[Items from a dataset]
— Start —
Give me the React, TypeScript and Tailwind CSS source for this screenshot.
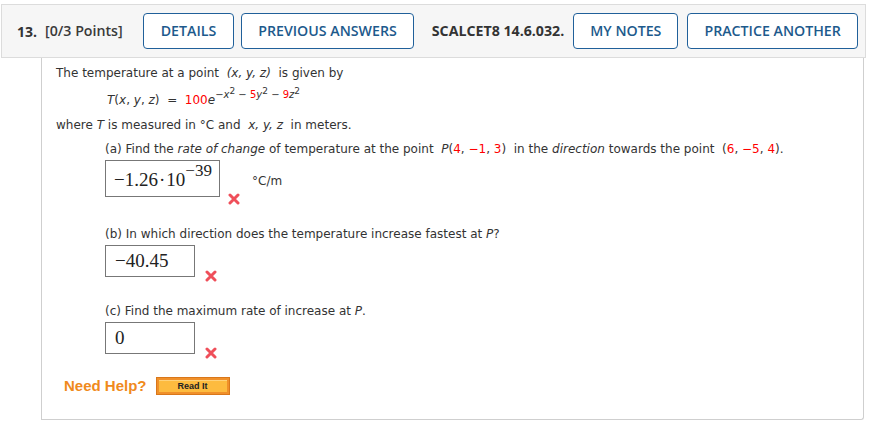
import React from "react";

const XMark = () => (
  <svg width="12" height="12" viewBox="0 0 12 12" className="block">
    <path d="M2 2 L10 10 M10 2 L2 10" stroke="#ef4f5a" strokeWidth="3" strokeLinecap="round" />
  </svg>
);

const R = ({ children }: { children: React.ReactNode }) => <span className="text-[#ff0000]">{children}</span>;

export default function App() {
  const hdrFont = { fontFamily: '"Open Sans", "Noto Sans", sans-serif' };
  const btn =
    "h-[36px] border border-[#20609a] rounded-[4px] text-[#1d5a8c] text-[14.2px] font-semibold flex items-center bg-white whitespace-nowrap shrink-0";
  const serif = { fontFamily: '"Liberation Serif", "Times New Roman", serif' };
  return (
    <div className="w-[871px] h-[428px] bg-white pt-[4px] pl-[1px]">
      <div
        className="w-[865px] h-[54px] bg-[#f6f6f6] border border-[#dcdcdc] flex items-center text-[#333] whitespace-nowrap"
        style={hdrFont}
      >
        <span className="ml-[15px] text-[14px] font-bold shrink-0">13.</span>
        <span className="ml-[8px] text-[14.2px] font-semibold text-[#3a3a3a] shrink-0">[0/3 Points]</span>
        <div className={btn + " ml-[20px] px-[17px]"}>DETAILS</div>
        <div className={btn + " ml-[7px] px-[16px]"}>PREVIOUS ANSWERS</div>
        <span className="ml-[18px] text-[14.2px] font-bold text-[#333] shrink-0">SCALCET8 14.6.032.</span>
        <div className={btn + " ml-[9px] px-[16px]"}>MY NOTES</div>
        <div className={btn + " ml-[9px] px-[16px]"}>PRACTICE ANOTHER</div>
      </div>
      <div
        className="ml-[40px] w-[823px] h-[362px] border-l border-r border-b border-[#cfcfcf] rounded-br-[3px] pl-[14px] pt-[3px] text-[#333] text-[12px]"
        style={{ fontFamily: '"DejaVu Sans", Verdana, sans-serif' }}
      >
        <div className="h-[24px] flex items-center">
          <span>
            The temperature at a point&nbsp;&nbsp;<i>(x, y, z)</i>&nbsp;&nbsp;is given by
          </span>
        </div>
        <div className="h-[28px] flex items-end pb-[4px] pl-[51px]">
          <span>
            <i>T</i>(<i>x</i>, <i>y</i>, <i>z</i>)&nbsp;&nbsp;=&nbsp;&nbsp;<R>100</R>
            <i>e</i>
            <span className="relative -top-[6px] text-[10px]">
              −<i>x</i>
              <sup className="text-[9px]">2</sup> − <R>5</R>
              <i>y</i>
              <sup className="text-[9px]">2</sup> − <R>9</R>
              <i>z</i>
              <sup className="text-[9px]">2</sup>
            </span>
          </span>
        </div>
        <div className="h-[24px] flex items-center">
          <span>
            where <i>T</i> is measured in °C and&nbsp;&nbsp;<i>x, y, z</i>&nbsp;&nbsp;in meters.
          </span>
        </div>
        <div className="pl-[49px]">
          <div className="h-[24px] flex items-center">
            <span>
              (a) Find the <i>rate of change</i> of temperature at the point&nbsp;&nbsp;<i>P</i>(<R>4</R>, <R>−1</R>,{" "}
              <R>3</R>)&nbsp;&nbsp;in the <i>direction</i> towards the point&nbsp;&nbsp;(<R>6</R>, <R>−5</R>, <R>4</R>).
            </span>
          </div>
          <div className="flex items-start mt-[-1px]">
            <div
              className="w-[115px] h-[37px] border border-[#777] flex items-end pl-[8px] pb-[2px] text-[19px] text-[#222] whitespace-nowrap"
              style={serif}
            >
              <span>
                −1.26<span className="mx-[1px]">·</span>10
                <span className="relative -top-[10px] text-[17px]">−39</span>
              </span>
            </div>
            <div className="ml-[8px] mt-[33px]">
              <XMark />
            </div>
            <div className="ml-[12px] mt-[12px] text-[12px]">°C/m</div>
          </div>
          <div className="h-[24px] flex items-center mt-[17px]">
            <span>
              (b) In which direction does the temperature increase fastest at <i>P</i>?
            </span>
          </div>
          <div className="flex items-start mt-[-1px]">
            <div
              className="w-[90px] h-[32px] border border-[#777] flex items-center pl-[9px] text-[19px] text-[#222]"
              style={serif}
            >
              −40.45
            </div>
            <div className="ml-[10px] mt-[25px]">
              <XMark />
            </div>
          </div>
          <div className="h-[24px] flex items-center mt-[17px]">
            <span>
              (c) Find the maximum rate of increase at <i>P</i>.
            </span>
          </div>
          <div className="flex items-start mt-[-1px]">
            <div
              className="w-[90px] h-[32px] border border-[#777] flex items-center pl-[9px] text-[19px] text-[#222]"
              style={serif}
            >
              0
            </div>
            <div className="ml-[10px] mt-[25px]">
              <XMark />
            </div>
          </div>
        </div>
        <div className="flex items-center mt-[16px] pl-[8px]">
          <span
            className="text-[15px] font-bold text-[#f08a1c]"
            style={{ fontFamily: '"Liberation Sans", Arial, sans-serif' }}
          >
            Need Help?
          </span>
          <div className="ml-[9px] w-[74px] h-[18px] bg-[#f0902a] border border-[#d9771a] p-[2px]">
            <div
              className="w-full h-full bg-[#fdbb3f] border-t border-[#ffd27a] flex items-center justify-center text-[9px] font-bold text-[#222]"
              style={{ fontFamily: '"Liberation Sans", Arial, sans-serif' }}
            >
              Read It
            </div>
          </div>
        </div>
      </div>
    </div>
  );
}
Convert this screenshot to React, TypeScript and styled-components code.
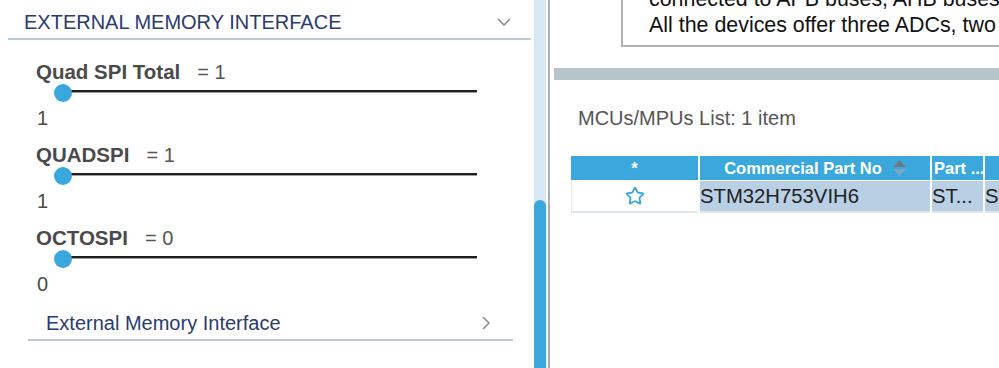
— End —
*EXERCISE*.
Any pictures should be dropped; transcribe the rest of the records above exactly.

*ANSWER FOR THE TASK*.
Give me the React, TypeScript and Tailwind CSS source for this screenshot.
import React from "react";

const XMark = () => (
  <svg width="12" height="12" viewBox="0 0 12 12" className="block">
    <path d="M2 2 L10 10 M10 2 L2 10" stroke="#ef4f5a" strokeWidth="3" strokeLinecap="round" />
  </svg>
);

const R = ({ children }: { children: React.ReactNode }) => <span className="text-[#ff0000]">{children}</span>;

export default function App() {
  const hdrFont = { fontFamily: '"Open Sans", "Noto Sans", sans-serif' };
  const btn =
    "h-[36px] border border-[#20609a] rounded-[4px] text-[#1d5a8c] text-[14.2px] font-semibold flex items-center bg-white whitespace-nowrap shrink-0";
  const serif = { fontFamily: '"Liberation Serif", "Times New Roman", serif' };
  return (
    <div className="w-[871px] h-[428px] bg-white pt-[4px] pl-[1px]">
      <div
        className="w-[865px] h-[54px] bg-[#f6f6f6] border border-[#dcdcdc] flex items-center text-[#333] whitespace-nowrap"
        style={hdrFont}
      >
        <span className="ml-[15px] text-[14px] font-bold shrink-0">13.</span>
        <span className="ml-[8px] text-[14.2px] font-semibold text-[#3a3a3a] shrink-0">[0/3 Points]</span>
        <div className={btn + " ml-[20px] px-[17px]"}>DETAILS</div>
        <div className={btn + " ml-[7px] px-[16px]"}>PREVIOUS ANSWERS</div>
        <span className="ml-[18px] text-[14.2px] font-bold text-[#333] shrink-0">SCALCET8 14.6.032.</span>
        <div className={btn + " ml-[9px] px-[16px]"}>MY NOTES</div>
        <div className={btn + " ml-[9px] px-[16px]"}>PRACTICE ANOTHER</div>
      </div>
      <div
        className="ml-[40px] w-[823px] h-[362px] border-l border-r border-b border-[#cfcfcf] rounded-br-[3px] pl-[14px] pt-[3px] text-[#333] text-[12px]"
        style={{ fontFamily: '"DejaVu Sans", Verdana, sans-serif' }}
      >
        <div className="h-[24px] flex items-center">
          <span>
            The temperature at a point&nbsp;&nbsp;<i>(x, y, z)</i>&nbsp;&nbsp;is given by
          </span>
        </div>
        <div className="h-[28px] flex items-end pb-[4px] pl-[51px]">
          <span>
            <i>T</i>(<i>x</i>, <i>y</i>, <i>z</i>)&nbsp;&nbsp;=&nbsp;&nbsp;<R>100</R>
            <i>e</i>
            <span className="relative -top-[6px] text-[10px]">
              −<i>x</i>
              <sup className="text-[9px]">2</sup> − <R>5</R>
              <i>y</i>
              <sup className="text-[9px]">2</sup> − <R>9</R>
              <i>z</i>
              <sup className="text-[9px]">2</sup>
            </span>
          </span>
        </div>
        <div className="h-[24px] flex items-center">
          <span>
            where <i>T</i> is measured in °C and&nbsp;&nbsp;<i>x, y, z</i>&nbsp;&nbsp;in meters.
          </span>
        </div>
        <div className="pl-[49px]">
          <div className="h-[24px] flex items-center">
            <span>
              (a) Find the <i>rate of change</i> of temperature at the point&nbsp;&nbsp;<i>P</i>(<R>4</R>, <R>−1</R>,{" "}
              <R>3</R>)&nbsp;&nbsp;in the <i>direction</i> towards the point&nbsp;&nbsp;(<R>6</R>, <R>−5</R>, <R>4</R>).
            </span>
          </div>
          <div className="flex items-start mt-[-1px]">
            <div
              className="w-[115px] h-[37px] border border-[#777] flex items-end pl-[8px] pb-[2px] text-[19px] text-[#222] whitespace-nowrap"
              style={serif}
            >
              <span>
                −1.26<span className="mx-[1px]">·</span>10
                <span className="relative -top-[10px] text-[17px]">−39</span>
              </span>
            </div>
            <div className="ml-[8px] mt-[33px]">
              <XMark />
            </div>
            <div className="ml-[12px] mt-[12px] text-[12px]">°C/m</div>
          </div>
          <div className="h-[24px] flex items-center mt-[17px]">
            <span>
              (b) In which direction does the temperature increase fastest at <i>P</i>?
            </span>
          </div>
          <div className="flex items-start mt-[-1px]">
            <div
              className="w-[90px] h-[32px] border border-[#777] flex items-center pl-[9px] text-[19px] text-[#222]"
              style={serif}
            >
              −40.45
            </div>
            <div className="ml-[10px] mt-[25px]">
              <XMark />
            </div>
          </div>
          <div className="h-[24px] flex items-center mt-[17px]">
            <span>
              (c) Find the maximum rate of increase at <i>P</i>.
            </span>
          </div>
          <div className="flex items-start mt-[-1px]">
            <div
              className="w-[90px] h-[32px] border border-[#777] flex items-center pl-[9px] text-[19px] text-[#222]"
              style={serif}
            >
              0
            </div>
            <div className="ml-[10px] mt-[25px]">
              <XMark />
            </div>
          </div>
        </div>
        <div className="flex items-center mt-[16px] pl-[8px]">
          <span
            className="text-[15px] font-bold text-[#f08a1c]"
            style={{ fontFamily: '"Liberation Sans", Arial, sans-serif' }}
          >
            Need Help?
          </span>
          <div className="ml-[9px] w-[74px] h-[18px] bg-[#f0902a] border border-[#d9771a] p-[2px]">
            <div
              className="w-full h-full bg-[#fdbb3f] border-t border-[#ffd27a] flex items-center justify-center text-[9px] font-bold text-[#222]"
              style={{ fontFamily: '"Liberation Sans", Arial, sans-serif' }}
            >
              Read It
            </div>
          </div>
        </div>
      </div>
    </div>
  );
}
Convert this screenshot to React, TypeScript and styled-components code.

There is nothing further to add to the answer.